Ему люди говорят, не делай этого. Ворон может обидеться, тогда все стадо пропадет. Он клюет, наверное, потому, что мы ему никакой еды не дали, ничего не оставили от забитых оленей.
Он все же взял ружье и убил того ворона. Скоро прилетела туча воронов. Они всех важенок заклевали и всех телят. Только после этого улетели. Они так за своих мстят.
Оставив на совести Ивана Ивановича этот рассказ, мы приступили к выгрузке имущества. Снова надо строить корраль, снова пастухам работа и работа. А нам предстоит опять переезд в другую тундру — в Пахачинскую.
Средние Пахачи
Поселок Средние Пахачи небольшой. Он стоит на горной речке Пахача, которая впадает прямо в Тихий океан.
Поселок чудесный. Домики новые, деревянные, из бруса.
Дома отапливаются центральной котельной — никакой заботы с дровами. Никаких перебоев с электричеством. В домах имеется водопровод, канализация, ванны. Все как на «материке».
Только ходишь здесь не по земле, а по эстакадам.

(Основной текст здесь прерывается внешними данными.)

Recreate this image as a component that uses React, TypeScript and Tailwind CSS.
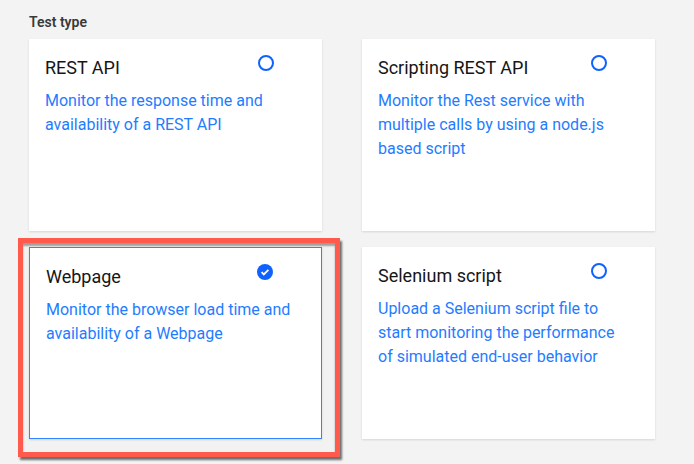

Весь поселок опутывают мостки на сваях. Построен он на мерзлоте, и летом место вокруг становится топким.
Шел март, и снег на мостках был кое-где заляпан кровью. «Ага, — подумалось, — значит, забой оленей проводят, мясо возят».
Оказалось — совсем не от оленьего мяса эти пятна, а от собачьей крови. Собаки бродят поодиночке и стаями. Ждут, когда их запрягут и заставят работать. Пока ждут — дерутся. К людям относятся с почтением.

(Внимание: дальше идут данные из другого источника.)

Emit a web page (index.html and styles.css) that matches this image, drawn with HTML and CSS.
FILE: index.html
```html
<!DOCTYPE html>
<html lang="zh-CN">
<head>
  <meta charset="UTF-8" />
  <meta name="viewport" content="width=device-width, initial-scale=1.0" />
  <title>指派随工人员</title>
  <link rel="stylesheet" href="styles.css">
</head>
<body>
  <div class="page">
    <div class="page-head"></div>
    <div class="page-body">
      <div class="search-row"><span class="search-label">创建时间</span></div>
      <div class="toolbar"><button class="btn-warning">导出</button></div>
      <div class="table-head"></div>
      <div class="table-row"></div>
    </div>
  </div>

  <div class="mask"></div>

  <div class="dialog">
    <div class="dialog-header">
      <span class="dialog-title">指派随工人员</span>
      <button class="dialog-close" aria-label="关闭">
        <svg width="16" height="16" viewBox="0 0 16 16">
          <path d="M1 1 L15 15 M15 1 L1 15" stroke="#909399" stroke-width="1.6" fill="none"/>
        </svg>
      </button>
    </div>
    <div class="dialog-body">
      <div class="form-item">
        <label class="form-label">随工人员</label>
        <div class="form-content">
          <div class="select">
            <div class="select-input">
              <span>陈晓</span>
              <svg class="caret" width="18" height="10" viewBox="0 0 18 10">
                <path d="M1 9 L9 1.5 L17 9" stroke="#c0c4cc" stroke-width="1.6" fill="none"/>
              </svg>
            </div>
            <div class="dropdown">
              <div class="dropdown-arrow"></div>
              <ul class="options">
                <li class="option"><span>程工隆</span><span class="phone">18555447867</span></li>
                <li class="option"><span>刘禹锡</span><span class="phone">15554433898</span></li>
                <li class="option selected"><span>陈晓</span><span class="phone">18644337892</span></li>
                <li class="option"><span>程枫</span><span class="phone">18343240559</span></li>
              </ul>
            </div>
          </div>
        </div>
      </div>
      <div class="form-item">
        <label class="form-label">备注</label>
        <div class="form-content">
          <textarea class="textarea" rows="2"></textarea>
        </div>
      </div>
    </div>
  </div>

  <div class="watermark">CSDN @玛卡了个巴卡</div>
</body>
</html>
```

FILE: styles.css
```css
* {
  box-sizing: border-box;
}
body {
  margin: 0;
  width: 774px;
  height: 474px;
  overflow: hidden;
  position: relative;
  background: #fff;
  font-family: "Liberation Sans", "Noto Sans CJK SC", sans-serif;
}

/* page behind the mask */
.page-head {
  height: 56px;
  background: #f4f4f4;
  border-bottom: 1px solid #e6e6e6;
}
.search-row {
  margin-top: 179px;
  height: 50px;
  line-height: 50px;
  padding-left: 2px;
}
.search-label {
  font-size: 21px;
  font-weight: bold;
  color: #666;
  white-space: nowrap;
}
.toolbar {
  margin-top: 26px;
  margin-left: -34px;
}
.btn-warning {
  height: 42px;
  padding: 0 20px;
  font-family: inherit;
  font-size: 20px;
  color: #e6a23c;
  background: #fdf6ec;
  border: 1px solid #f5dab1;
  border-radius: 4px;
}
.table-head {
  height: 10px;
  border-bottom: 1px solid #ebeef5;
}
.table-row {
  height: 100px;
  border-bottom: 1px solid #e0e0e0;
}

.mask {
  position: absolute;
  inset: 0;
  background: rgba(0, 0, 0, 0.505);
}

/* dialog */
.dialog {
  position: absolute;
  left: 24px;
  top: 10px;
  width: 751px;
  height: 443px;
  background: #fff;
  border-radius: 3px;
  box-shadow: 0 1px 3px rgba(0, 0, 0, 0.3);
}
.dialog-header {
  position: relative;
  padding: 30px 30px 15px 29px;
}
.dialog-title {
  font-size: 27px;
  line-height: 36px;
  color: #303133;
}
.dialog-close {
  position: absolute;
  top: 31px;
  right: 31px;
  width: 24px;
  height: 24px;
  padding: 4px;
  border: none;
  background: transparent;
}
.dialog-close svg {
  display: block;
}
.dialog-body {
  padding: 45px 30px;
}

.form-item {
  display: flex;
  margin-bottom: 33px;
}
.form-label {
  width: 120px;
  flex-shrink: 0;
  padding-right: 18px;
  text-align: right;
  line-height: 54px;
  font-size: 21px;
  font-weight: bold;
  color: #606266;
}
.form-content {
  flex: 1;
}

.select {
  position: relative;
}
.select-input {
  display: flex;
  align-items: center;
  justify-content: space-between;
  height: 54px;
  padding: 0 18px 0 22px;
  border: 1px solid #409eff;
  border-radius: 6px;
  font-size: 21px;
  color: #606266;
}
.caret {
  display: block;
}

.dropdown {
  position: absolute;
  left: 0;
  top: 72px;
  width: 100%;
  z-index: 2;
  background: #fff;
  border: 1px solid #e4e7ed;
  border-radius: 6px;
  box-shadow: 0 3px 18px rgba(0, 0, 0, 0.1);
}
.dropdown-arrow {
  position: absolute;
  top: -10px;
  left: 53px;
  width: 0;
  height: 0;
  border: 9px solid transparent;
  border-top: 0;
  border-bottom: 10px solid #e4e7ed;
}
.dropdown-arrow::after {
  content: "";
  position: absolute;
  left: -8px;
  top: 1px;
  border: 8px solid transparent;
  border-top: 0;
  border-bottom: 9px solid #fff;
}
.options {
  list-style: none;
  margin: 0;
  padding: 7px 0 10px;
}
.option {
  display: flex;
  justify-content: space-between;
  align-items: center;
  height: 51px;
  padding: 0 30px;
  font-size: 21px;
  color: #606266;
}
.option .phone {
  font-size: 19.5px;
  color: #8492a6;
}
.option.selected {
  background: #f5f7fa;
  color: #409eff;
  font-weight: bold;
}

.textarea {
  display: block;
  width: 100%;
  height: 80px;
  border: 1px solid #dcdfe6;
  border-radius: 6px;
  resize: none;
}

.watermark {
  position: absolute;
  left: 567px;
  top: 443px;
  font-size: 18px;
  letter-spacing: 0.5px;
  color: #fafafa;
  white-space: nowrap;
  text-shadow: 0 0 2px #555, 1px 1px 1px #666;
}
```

К достоинствам Средних Пахачей надо прибавить и то, что это хозяйство, одно из лучших на Крайнем Севере по организации оленеводства, дает еще продукты, совсем не свойственные Северу: кур, яйца, молоко. И продукты эти очень дешевы.
Кормит поселок река Пахача. Травы здесь, в речной пойме, выше двух метров. Сено готовят для коров с избытком. Косят чукчи, русские — все, кто живет в поселке и хочет пить молоко. Косцы привязывают к поясам колокольца или разные железки, чтобы гремели. Медведей пугают. Медведей здесь больше, чем где-либо в России.

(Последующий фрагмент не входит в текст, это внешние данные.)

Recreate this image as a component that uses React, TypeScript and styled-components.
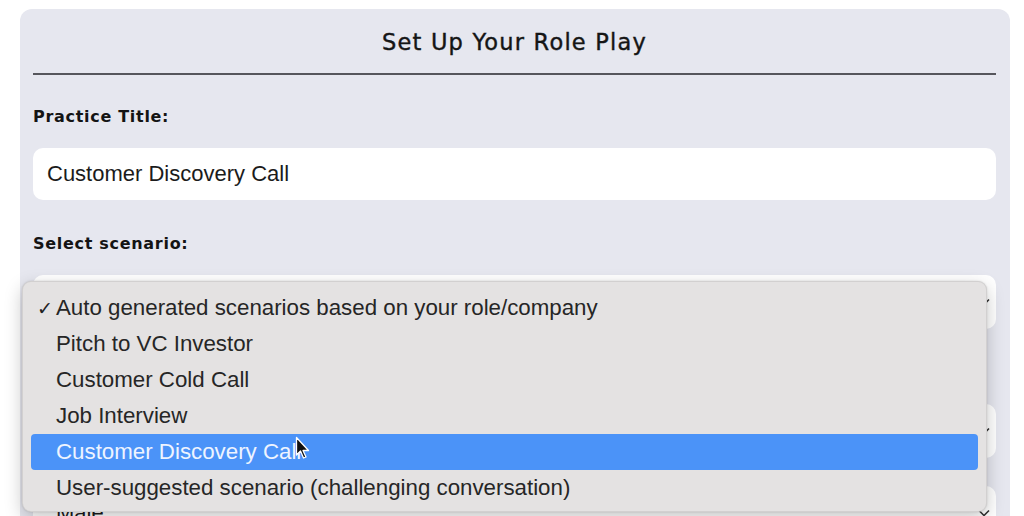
import styled, { createGlobalStyle } from "styled-components";

const GlobalStyle = createGlobalStyle`
  html, body {
    margin: 0;
    background: #ffffff;
  }
  * {
    box-sizing: border-box;
  }
`;

const Page = styled.div`
  height: 516px;
  overflow: hidden;
  padding: 9px 14px 0 20px;
`;

const Card = styled.div`
  position: relative;
  background-color: #e6e7ef;
  border-radius: 12px;
  padding: 0 14px 40px 13px;
  min-height: 560px;
`;

const Title = styled.h1`
  margin: 0;
  padding: 18px 0 16px;
  text-align: center;
  font-family: "DejaVu Sans", "Open Sans", sans-serif;
  font-weight: 400;
  font-size: 22.5px;
  letter-spacing: 1.2px;
  line-height: 30px;
  color: #151515;
  -webkit-text-stroke: 0.4px #151515;
  border-bottom: 2px solid #56565c;
`;

const Group = styled.div<{ $gap: number }>`
  display: flex;
  flex-direction: column;
  margin-top: ${(props) => props.$gap}px;
`;

const Label = styled.label`
  font-family: "DejaVu Sans", "Open Sans", sans-serif;
  font-weight: 700;
  font-size: 16px;
  letter-spacing: 0.7px;
  line-height: 20px;
  color: #141414;
  margin-bottom: 21px;
`;

const TextInput = styled.div`
  height: 52px;
  background: #ffffff;
  border-radius: 10px;
  padding: 0 14px;
  display: flex;
  align-items: center;
  font-family: "Liberation Sans", Arial, sans-serif;
  font-size: 22px;
  color: #1b1b1b;
`;

const SelectBox = styled.div`
  height: 54px;
  background: #ffffff;
  border-radius: 10px;
  padding: 0 6px 0 23px;
  display: flex;
  align-items: center;
  justify-content: space-between;
  font-family: "Liberation Sans", Arial, sans-serif;
  font-size: 22px;
  color: #1b1b1b;
`;

const Menu = styled.ul`
  position: absolute;
  left: 2px;
  top: 272px;
  width: 965px;
  margin: 0;
  padding: 8px 8px 5px;
  list-style: none;
  background: #e4e2e2;
  border-radius: 9px;
  border: 1px solid rgba(0, 0, 0, 0.08);
  box-shadow: 0 6px 18px rgba(0, 0, 0, 0.22), 0 0 2px rgba(0, 0, 0, 0.15);
`;

const Option = styled.li<{ $active?: boolean }>`
  position: relative;
  height: 36px;
  display: flex;
  align-items: center;
  padding-left: 25px;
  border-radius: 4px;
  font-family: "Liberation Sans", Arial, sans-serif;
  font-size: 22.3px;
  color: ${(props) => (props.$active ? "#eef4ff" : "#262626")};
  background: ${(props) => (props.$active ? "#4b93f8" : "transparent")};
`;

const Check = styled.span`
  position: absolute;
  left: 6px;
  font-size: 19px;
  color: #222;
`;

const Pointer = styled.svg`
  position: absolute;
  left: 264px;
  top: 2px;
`;

const Chevron = () => (
  <svg width="12" height="8" viewBox="0 0 12 8">
    <path d="M1 1.5 L6 6.5 L11 1.5" fill="none" stroke="#333" strokeWidth="1.6" />
  </svg>
);

const options = [
  "Auto generated scenarios based on your role/company",
  "Pitch to VC Investor",
  "Customer Cold Call",
  "Job Interview",
  "Customer Discovery Call",
  "User-suggested scenario (challenging conversation)",
];

function App() {
  return (
    <>
      <GlobalStyle />
      <Page>
        <Card>
          <Title>Set Up Your Role Play</Title>
          <Group $gap={32}>
            <Label>Practice Title:</Label>
            <TextInput>Customer Discovery Call</TextInput>
          </Group>
          <Group $gap={34}>
            <Label>Select scenario:</Label>
            <SelectBox>
              <span />
              <Chevron />
            </SelectBox>
          </Group>
          <Group $gap={75}>
            <SelectBox>
              <span />
              <Chevron />
            </SelectBox>
          </Group>
          <Group $gap={28}>
            <SelectBox>
              <span>Male</span>
              <Chevron />
            </SelectBox>
          </Group>
          <Menu>
            {options.map((text, i) => (
              <Option key={text} $active={i === 4}>
                {i === 0 && <Check>✓</Check>}
                {text}
                {i === 4 && (
                  <Pointer width="16" height="24" viewBox="0 0 16 24">
                    <path
                      d="M1.5 1.5 L1.5 19 L5.5 15 L8.5 22 L11 21 L8 14.5 L13.5 14.5 Z"
                      fill="#111"
                      stroke="#fff"
                      strokeWidth="1.3"
                      strokeLinejoin="round"
                    />
                  </Pointer>
                )}
              </Option>
            ))}
          </Menu>
        </Card>
      </Page>
    </>
  );
}

export default App;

Каждый год по реке идут на нерест лососевые: кета, горбуша, нерка, чавыча, кижуч. Рыба побита о камни, чуть жива. Люди ее ловят. Рыбу режут, готовят юколу, сушат на вешалах, которые тут же и стоят. Женщины-чукчанки одним движением ножа отделяют голову, а другим разрезают рыбину от того места, где голова была, — шеи-то у рыбы не найдешь — до самого хвоста. В таком виде рыбу и вешают на жердину. Она быстро высыхает, и ее складывают в мешки. Высококалорийное питание готово.
Рыбу, кроме того, солят в тузулке — в насыщенном солевом растворе, просто посыпая солью.
Ну а местным жителям кроме этого природа посылает еще и икру, ягоды — голубику, бруснику, морошку, шикшу, жимолость, чернику — и грибы. За два часа здесь можно набрать ведро ягод. Грибы за ценность не считаются. Чтобы ведро набрать, и получаса будет много.
— Говоришь, кто у меня прапрапрапрадед был? — задумался Володя Кергувье. — Не помню. Я только знаю, кто у меня прадед был.
— А кто знает?
— Это моя мать должна знать. Она сейчас шьет в яранге. Хочешь, пойдем поговорим. Заодно и нашу ярангу посмотришь.
Семейство Кергувье живет в современной квартире.
— А зачем ярангу держите?
— И дача, и мастерская. Сейчас тепло. Старикам в доме душно. Они и поставили ярангу, чтобы на свежем воздухе побыть. К тому же дома не станешь шкуры обрабатывать.
Обычно яранга считается мрачной и грязной. Любой дом можно превратить в мрачную и грязную берлогу, если хозяйка нерадива. Так же и с ярангой.
Яранга у Кергувье небольшая и аккуратная. Чтобы представить себе ее, надо очертить круг диаметром метров десять. Потом накрыть этот круг приплюснутой сферой, чтобы высота оказалась метров шесть — повыше, чем потолки в современных квартирах. Это общая схема жилья. А более подробно так: ставится легкий и изящный каркас, который покрывается хорошо выделанными шкурами. По кругу расставляются треноги, к ним прикрепляются гибкие шесты, сходящиеся вверху, и подпираются центральными шестами. Центральных шестов — три.